China: Yuan Faces Pressure, Exports Benefit

The yuan hit 7.25 per USD in April 2025. While this aided Chinese exporters (exports up 8.9% YoY), it also raised import costs and pressured domestic industrial prices.

Europe: Energy Costs and Inflation Spike

The EU imports energy priced in dollars. A stronger dollar increases import bills. In 2025, Germany’s inflation rebounded to 3.2%, casting doubt on whether the ECB can cut rates.

5. What Does It Mean for Ordinary People?

Even if you don’t trade currencies or invest, exchange rate shifts still affect your wallet:

5.1. Shopping Abroad Gets Pricier

When the dollar strengthens, iPhones cost more, U.S. college tuition rises, and European travel feels heavier on the budget.

5.2. Overseas Investments Fluctuate

Got U.S. stocks or dollar-based investments? A stronger dollar = higher asset value; weaker dollar = currency risk to watch.

5.3. Prices of Imported Goods Change

Coffee beans, baby formula, semiconductors—products dependent on imports often rise in price when the dollar strengthens.

6. What’s Next for the U.S. Dollar in 2025?

Most analysts expect mixed trends for the dollar in late 2025:

  • If the Fed holds rates steady and economic data remains strong → dollar stays strong.
  • If inflation cools and growth slows → dollar may plateau or decline.

At its core, the exchange rate reflects investor confidence and interest rate dynamics.
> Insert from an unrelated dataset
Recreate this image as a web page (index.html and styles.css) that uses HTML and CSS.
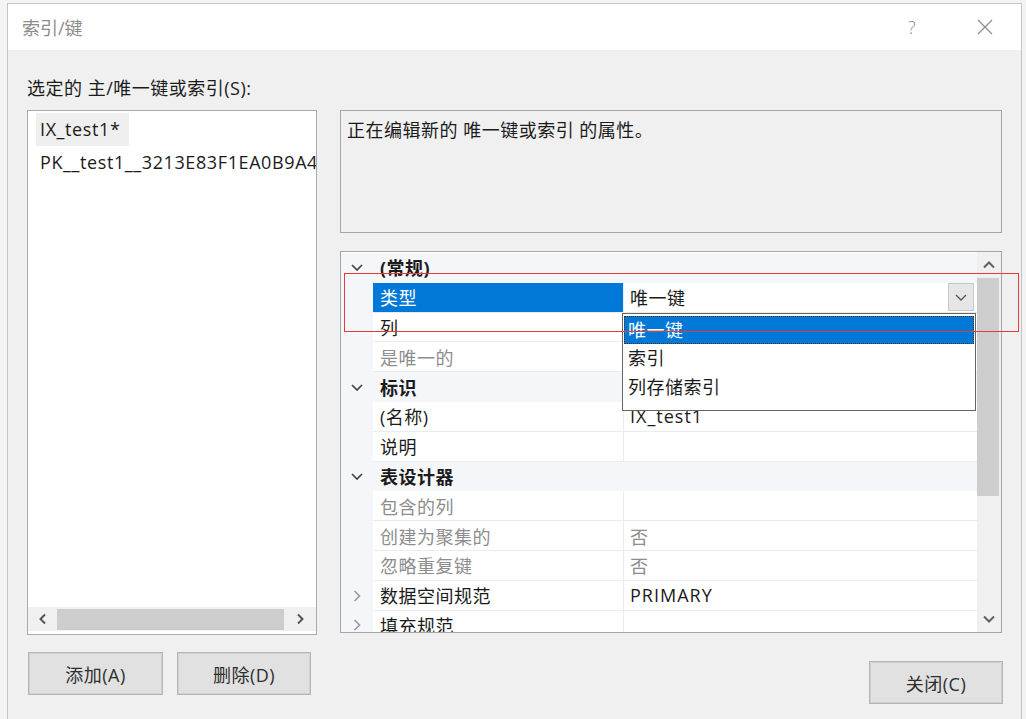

Every swing tells a story of shifting capital and economic strength.

7. FAQ

7.1. Why does the U.S. dollar exchange rate affect the global economy so much?

Because the U.S. dollar is the world’s primary reserve and trade currency. Over 80% of global trade is settled in USD. So when the dollar goes up or down, it impacts everything from commodity prices to international debt repayments.

7.2. How does a strong dollar impact inflation in other countries?

A strong dollar makes imports more expensive for countries whose currencies weaken. This can lead to higher consumer prices and imported inflation, especially in countries that heavily rely on dollar-priced goods like oil or food.

7.3. Who benefits when the dollar gets stronger?

  • U.S. tourists traveling abroad (your dollars go further)
  • U.S. importers buying foreign goods
  • Foreign investors holding dollar-denominated assets

But emerging markets and U.S. exporters may struggle due to rising costs or weaker demand.

7.4. How does a weaker dollar affect gold and Bitcoin?

When the dollar weakens, investors often seek safe-haven assets. Gold and Bitcoin typically rise as people look for protection against currency depreciation. That’s why in 2025, both assets spiked when dollar confidence dipped.

7.5. What should individual investors do during big exchange rate swings?

Diversify. If you’re U.S.-based, consider hedging against dollar risk by holding some foreign assets, gold, or inflation-protected instruments. If you’re outside the U.S., monitor how exchange rate changes affect your imported expenses and investments.

Whether you’re an exporter, global shopper, or casual investor, exchange rates aren’t just a technical metric—they’re daily signals of where the world economy is heading. In 2025, the global rhythm is largely dictated by the silent pull of the dollar.